EXERCISE DETAILS:
Which lines contain the word "this"? Return each of them as written.

───

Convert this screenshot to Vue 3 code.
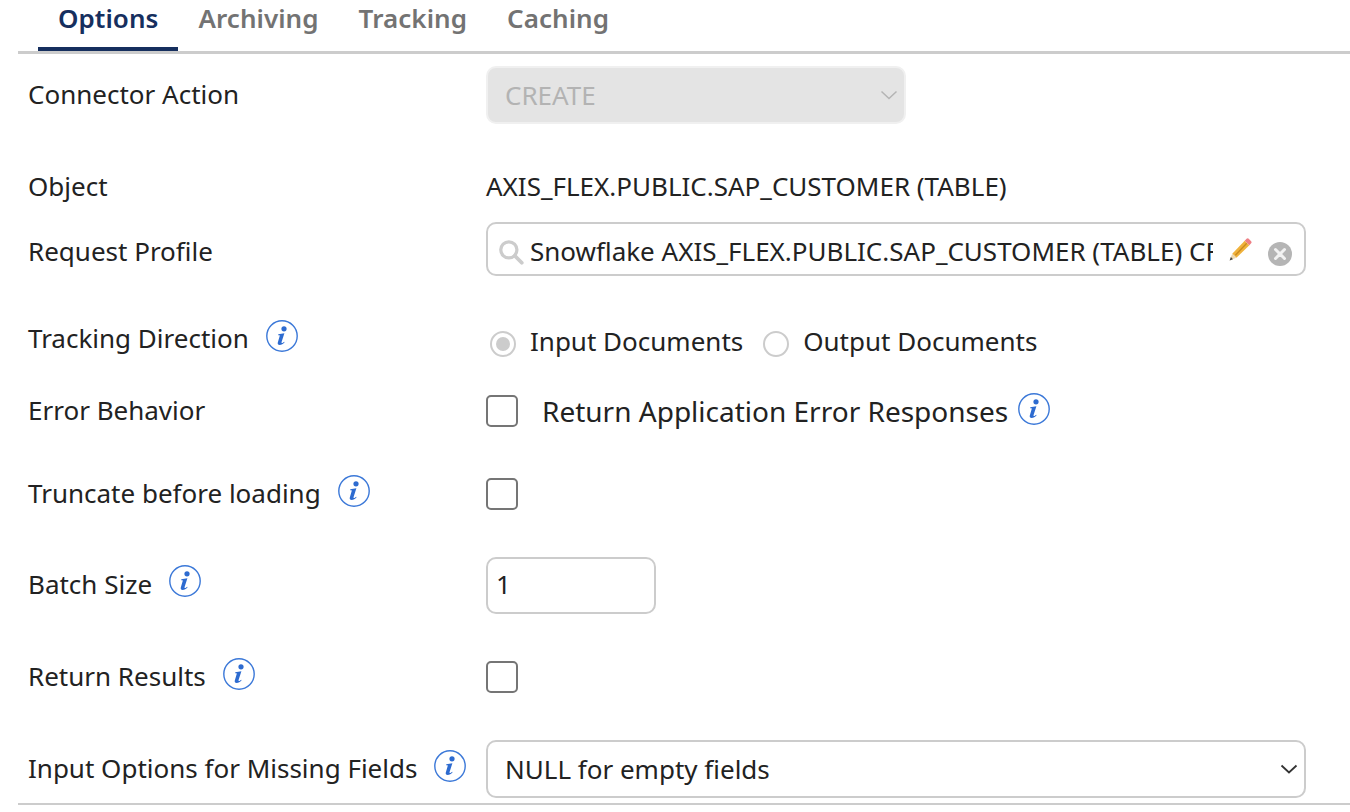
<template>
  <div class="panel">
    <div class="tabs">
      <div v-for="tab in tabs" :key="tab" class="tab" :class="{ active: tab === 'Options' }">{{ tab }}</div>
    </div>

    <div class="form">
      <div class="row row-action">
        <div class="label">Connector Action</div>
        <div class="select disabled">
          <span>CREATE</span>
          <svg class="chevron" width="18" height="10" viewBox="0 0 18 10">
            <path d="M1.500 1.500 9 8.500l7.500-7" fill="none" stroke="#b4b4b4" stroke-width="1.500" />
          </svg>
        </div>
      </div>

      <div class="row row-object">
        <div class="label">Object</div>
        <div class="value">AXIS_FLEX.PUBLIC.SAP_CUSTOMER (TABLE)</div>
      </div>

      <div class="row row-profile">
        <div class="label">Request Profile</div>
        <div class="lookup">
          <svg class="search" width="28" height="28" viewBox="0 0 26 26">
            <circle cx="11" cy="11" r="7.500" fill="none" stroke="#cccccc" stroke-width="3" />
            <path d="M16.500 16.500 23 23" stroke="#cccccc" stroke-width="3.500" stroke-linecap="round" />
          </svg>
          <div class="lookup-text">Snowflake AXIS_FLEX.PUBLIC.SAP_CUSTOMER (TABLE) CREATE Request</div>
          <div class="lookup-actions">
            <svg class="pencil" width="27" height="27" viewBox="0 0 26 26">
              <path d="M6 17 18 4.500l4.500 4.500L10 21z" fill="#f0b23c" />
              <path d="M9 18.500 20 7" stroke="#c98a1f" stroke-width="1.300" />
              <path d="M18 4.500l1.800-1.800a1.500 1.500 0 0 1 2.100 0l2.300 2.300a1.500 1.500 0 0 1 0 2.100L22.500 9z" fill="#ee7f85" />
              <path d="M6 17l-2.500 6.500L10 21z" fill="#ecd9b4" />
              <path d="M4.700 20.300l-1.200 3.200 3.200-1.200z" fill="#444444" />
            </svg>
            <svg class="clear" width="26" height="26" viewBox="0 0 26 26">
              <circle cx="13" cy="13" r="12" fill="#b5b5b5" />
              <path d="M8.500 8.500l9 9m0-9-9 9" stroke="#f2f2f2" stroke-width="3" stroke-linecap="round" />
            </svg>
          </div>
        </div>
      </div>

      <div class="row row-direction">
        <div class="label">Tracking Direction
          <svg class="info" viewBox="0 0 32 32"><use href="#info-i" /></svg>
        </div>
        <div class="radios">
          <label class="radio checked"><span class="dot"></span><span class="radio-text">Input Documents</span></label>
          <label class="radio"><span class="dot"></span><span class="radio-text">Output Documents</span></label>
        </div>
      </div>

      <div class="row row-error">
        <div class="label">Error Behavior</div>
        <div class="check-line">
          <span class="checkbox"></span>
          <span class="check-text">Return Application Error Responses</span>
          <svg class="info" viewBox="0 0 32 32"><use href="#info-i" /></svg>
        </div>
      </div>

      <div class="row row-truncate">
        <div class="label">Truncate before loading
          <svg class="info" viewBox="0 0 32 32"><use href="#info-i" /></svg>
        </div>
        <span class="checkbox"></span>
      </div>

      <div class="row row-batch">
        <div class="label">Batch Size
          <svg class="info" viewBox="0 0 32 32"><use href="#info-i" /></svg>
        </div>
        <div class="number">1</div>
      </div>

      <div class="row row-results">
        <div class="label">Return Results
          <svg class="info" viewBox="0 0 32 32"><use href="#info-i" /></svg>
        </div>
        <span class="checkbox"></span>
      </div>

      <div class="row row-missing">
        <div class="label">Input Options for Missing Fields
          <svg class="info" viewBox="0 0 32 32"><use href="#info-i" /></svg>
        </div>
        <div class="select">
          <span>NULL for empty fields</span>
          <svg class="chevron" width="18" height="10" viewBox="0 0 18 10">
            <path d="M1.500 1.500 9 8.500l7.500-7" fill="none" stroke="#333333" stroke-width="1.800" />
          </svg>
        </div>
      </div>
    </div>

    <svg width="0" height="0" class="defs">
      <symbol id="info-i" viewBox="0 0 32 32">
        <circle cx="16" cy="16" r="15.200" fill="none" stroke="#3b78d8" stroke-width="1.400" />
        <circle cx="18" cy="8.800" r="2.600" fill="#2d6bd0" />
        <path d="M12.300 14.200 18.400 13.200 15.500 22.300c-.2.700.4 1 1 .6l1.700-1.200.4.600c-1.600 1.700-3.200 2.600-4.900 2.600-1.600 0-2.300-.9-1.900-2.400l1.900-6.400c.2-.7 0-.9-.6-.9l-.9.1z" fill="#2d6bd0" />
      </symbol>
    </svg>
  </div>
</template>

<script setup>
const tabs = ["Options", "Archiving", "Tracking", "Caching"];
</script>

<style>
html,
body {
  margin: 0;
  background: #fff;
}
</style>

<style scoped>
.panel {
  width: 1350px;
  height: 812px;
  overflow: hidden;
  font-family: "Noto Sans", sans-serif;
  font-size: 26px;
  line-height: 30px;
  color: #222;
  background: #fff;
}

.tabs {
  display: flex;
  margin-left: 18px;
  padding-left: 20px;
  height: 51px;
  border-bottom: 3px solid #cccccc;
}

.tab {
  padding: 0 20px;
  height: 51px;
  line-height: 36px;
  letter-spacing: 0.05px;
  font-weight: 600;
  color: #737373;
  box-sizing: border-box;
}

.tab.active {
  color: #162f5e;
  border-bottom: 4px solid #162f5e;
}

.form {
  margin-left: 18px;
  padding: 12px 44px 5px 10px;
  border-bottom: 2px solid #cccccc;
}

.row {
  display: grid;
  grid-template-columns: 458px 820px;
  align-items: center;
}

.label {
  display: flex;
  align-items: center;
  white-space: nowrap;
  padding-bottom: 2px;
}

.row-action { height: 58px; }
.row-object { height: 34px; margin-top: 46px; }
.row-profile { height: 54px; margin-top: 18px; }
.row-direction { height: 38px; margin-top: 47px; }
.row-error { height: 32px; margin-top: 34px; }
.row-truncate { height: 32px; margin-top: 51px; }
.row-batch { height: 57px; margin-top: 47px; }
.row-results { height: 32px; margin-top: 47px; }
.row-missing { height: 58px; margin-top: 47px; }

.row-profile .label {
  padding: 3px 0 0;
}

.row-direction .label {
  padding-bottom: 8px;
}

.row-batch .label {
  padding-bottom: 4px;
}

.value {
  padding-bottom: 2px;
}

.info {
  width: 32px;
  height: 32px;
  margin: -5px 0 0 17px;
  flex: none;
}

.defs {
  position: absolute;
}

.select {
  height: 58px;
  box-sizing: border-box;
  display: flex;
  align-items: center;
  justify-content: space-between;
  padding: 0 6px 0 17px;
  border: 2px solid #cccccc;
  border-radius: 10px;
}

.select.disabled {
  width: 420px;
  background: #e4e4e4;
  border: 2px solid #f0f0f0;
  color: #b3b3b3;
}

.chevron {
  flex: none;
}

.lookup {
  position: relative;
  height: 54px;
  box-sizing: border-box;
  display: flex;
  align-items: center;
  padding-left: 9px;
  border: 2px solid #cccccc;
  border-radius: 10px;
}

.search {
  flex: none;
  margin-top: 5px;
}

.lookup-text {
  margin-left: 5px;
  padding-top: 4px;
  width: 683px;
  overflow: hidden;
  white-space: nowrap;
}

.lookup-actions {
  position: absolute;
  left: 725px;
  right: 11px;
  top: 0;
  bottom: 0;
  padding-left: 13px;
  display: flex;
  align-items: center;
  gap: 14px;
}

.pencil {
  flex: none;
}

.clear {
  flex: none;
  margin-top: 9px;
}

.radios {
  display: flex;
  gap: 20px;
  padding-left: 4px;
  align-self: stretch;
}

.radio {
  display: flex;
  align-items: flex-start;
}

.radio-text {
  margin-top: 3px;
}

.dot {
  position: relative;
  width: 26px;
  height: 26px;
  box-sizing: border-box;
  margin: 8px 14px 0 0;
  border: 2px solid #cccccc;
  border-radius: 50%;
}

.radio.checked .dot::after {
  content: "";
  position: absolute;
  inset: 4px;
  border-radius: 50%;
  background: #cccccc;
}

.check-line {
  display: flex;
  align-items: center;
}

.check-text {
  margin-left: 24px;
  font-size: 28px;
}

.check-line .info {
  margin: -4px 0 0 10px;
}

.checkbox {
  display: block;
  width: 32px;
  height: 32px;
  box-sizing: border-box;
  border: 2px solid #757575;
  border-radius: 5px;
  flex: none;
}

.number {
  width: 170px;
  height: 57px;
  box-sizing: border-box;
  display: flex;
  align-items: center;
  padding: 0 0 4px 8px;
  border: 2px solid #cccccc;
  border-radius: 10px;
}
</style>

───

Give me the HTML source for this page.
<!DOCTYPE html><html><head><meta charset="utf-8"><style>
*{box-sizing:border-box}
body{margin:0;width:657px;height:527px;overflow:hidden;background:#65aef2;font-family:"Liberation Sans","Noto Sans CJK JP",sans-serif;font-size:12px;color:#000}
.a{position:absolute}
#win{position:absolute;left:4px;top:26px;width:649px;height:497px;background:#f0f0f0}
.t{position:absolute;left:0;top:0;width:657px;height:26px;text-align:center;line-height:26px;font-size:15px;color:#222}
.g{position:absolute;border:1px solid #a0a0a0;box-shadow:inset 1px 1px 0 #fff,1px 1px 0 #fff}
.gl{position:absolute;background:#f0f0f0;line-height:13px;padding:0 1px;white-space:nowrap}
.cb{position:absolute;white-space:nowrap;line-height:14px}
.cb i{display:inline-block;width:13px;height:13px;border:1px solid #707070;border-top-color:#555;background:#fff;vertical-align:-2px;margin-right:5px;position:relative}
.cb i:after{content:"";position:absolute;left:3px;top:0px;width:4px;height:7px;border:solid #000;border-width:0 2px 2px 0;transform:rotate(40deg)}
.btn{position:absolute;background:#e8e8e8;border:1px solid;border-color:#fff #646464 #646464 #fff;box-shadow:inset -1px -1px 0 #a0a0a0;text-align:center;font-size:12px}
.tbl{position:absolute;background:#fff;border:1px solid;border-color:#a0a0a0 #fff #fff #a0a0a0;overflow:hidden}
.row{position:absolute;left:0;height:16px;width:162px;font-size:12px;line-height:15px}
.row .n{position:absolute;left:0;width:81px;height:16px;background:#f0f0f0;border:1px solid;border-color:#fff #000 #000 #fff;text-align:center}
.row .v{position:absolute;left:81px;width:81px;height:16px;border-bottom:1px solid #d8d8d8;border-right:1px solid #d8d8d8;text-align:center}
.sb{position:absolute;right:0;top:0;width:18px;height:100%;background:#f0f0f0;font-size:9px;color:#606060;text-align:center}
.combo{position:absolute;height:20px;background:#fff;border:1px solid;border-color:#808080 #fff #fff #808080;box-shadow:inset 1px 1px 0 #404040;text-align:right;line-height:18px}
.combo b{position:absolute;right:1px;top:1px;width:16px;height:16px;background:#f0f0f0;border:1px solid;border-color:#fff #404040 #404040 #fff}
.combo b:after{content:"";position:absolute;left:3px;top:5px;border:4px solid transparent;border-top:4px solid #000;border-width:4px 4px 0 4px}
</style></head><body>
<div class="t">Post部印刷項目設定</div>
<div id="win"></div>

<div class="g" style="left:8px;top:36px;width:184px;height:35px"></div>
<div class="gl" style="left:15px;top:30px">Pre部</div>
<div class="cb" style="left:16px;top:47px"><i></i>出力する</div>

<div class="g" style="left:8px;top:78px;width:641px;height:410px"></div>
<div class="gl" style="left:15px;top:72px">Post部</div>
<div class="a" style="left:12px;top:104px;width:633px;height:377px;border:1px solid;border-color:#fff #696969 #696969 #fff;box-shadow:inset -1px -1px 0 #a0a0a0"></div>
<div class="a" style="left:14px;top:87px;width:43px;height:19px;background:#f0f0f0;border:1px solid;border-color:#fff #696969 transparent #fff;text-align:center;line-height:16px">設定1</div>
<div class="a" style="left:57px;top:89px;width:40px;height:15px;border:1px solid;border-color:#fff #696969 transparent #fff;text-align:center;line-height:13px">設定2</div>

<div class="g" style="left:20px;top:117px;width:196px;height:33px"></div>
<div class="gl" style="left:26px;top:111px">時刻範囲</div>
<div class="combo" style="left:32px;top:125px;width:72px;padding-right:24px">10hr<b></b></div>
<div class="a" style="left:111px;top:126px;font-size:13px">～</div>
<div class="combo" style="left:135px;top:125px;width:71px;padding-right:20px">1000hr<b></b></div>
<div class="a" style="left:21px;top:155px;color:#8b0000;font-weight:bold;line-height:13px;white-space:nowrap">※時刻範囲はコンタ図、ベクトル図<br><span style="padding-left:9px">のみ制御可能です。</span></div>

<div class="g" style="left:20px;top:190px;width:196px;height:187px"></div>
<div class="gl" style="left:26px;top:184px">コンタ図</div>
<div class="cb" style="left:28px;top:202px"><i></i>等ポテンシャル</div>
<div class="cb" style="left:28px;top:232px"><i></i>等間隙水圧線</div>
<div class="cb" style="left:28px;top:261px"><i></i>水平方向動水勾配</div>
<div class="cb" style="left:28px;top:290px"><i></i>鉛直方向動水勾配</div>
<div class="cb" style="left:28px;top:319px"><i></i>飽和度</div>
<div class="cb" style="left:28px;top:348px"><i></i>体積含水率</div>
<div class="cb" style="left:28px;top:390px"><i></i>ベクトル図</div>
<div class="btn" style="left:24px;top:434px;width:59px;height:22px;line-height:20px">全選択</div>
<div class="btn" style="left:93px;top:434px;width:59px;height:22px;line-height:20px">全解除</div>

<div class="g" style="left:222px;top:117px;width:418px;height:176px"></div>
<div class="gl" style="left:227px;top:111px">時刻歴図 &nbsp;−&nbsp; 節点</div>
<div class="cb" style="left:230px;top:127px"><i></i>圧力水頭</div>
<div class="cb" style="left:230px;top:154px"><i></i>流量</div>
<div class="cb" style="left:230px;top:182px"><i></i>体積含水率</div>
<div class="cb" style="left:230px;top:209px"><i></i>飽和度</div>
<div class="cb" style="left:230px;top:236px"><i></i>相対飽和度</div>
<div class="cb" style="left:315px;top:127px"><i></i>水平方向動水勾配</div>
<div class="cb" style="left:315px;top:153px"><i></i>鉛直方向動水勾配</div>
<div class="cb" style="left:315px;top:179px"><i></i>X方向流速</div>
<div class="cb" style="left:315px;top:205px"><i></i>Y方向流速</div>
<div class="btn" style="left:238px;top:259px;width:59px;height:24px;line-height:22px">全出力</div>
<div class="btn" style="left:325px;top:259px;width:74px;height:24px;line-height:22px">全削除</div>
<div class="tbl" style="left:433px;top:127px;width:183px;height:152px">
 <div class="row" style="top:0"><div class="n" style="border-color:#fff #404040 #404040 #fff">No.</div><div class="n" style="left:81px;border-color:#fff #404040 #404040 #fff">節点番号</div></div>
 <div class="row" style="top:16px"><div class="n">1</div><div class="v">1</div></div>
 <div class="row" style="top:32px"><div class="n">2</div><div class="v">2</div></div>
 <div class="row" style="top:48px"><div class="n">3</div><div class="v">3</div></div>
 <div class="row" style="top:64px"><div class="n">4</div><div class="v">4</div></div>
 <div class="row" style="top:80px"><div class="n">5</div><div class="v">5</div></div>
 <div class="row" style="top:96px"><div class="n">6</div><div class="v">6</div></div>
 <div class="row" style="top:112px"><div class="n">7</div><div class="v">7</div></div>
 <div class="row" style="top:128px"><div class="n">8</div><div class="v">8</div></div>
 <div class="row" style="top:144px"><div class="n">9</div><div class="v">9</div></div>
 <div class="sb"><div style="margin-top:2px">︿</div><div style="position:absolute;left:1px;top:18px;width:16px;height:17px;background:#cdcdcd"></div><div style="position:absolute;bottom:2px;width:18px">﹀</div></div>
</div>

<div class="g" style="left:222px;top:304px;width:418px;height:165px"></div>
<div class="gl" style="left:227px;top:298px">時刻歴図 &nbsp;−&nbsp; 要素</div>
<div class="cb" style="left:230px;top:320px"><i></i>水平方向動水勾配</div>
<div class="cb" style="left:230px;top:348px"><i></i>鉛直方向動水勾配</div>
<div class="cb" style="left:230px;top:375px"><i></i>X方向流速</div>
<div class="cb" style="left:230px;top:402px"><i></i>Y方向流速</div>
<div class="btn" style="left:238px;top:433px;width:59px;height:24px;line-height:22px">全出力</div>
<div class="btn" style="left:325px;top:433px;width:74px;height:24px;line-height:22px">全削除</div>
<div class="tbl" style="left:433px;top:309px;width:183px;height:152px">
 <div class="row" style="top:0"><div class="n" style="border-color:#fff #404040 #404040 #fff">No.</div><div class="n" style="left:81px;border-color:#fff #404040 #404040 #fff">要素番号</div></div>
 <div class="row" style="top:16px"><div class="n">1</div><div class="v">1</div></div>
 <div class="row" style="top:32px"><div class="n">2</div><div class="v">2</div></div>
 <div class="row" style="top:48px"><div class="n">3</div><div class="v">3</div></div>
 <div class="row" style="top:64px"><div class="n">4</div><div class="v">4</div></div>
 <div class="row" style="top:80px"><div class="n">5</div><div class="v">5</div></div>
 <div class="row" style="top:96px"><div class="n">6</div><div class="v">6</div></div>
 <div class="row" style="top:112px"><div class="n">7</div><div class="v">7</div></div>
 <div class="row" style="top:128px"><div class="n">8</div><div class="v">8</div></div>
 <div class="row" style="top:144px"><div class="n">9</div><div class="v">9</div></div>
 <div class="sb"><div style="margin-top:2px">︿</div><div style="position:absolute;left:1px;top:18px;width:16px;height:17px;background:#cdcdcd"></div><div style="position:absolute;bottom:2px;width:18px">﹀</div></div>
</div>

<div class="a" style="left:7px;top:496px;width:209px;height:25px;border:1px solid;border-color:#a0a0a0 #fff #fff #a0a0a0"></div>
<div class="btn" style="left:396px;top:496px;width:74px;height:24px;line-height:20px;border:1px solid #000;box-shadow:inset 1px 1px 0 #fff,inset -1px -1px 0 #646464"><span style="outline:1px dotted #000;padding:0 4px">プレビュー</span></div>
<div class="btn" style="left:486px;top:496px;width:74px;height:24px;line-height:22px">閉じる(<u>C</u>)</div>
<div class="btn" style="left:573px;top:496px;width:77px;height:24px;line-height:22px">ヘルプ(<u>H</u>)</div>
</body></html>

───

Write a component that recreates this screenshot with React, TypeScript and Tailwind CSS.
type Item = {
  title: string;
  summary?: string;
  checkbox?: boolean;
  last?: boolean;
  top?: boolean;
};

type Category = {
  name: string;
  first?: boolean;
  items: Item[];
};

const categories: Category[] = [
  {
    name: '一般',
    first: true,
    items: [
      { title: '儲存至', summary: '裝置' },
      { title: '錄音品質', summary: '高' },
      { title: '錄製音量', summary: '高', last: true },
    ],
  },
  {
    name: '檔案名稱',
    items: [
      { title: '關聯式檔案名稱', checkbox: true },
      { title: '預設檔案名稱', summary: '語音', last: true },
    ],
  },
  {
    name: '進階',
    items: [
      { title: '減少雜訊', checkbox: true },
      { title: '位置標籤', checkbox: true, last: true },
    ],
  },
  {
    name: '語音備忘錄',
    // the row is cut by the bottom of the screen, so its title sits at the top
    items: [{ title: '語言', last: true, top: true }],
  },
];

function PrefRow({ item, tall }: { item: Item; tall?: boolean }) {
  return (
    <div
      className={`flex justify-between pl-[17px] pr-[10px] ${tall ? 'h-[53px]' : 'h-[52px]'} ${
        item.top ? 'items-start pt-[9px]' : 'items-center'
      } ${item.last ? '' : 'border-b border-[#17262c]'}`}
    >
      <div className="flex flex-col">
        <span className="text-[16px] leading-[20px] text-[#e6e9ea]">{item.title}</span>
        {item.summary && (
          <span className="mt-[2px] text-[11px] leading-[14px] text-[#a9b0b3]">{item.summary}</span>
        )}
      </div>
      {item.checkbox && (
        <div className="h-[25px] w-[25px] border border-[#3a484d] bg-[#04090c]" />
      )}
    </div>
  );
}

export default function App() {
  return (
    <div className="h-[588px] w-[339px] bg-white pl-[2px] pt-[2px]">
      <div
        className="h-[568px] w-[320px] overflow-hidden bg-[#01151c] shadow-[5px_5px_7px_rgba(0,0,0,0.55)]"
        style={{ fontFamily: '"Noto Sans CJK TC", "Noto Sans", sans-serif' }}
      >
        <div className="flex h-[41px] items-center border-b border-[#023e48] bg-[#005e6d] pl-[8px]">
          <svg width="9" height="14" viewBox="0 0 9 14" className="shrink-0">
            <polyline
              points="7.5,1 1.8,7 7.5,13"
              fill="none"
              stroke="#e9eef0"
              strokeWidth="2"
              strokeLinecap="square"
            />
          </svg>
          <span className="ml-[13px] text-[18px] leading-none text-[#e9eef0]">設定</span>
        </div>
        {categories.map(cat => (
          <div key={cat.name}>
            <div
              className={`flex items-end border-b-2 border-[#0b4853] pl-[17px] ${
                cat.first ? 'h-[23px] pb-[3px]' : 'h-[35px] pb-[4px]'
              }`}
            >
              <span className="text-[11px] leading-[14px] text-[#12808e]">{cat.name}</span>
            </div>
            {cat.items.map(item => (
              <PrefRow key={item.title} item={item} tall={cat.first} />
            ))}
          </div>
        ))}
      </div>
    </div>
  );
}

───

FULL RESPONSE:
Convert this screenshot to Vue 3 code.
Give me the HTML source for this page.
Write a component that recreates this screenshot with React, TypeScript and Tailwind CSS.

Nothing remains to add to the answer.